The market itself has changed a great deal as well…
For a long time, the great collections were assembled in the secrecy of gallery transactions. Before 2000, major tribal art sales were rare. They began to proliferate around the time of the opening of the Musée du quai Branly, although I don’t really believe that a cause and effect relationship can be read into that fact. The Musée du quai Branly and its curators have always maintained cordial relations with both collectors and dealers. A kind of fraternity sprung up in the tribal art world. We began to see more and more objects on the market. Previously, dealers didn't show them off so much - one or two pieces in a display case, seldom more. Now, one of the great attributes of the Parcours des Mondes is indeed that it has made so many more objects and cultures visible and available to all audiences, instead of just to a few collectors with deep pockets.
Have museum collections and presentation styles influenced the way in which galleries display their works to the public?

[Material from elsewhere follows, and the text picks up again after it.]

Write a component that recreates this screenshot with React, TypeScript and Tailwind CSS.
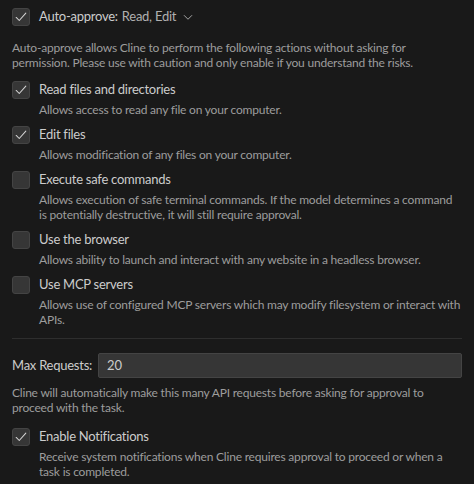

The Musée du quai Branly opened with the collections of the Musée de l’Homme and the Musée des Arts Africains et Océaniens. The objects were thus already well-known to specialists, but the new museum substantially changed the ways in which the pieces were displayed and presented. These collections were subsequently greatly enhanced with many new acquisitions. A new desire to see and experience the arts of Africa, Asia, Oceania and the Americas sprang up and the museum created a new way of looking at them. In this sense, the Musée du quai Branly has undoubtedly had a significant influence.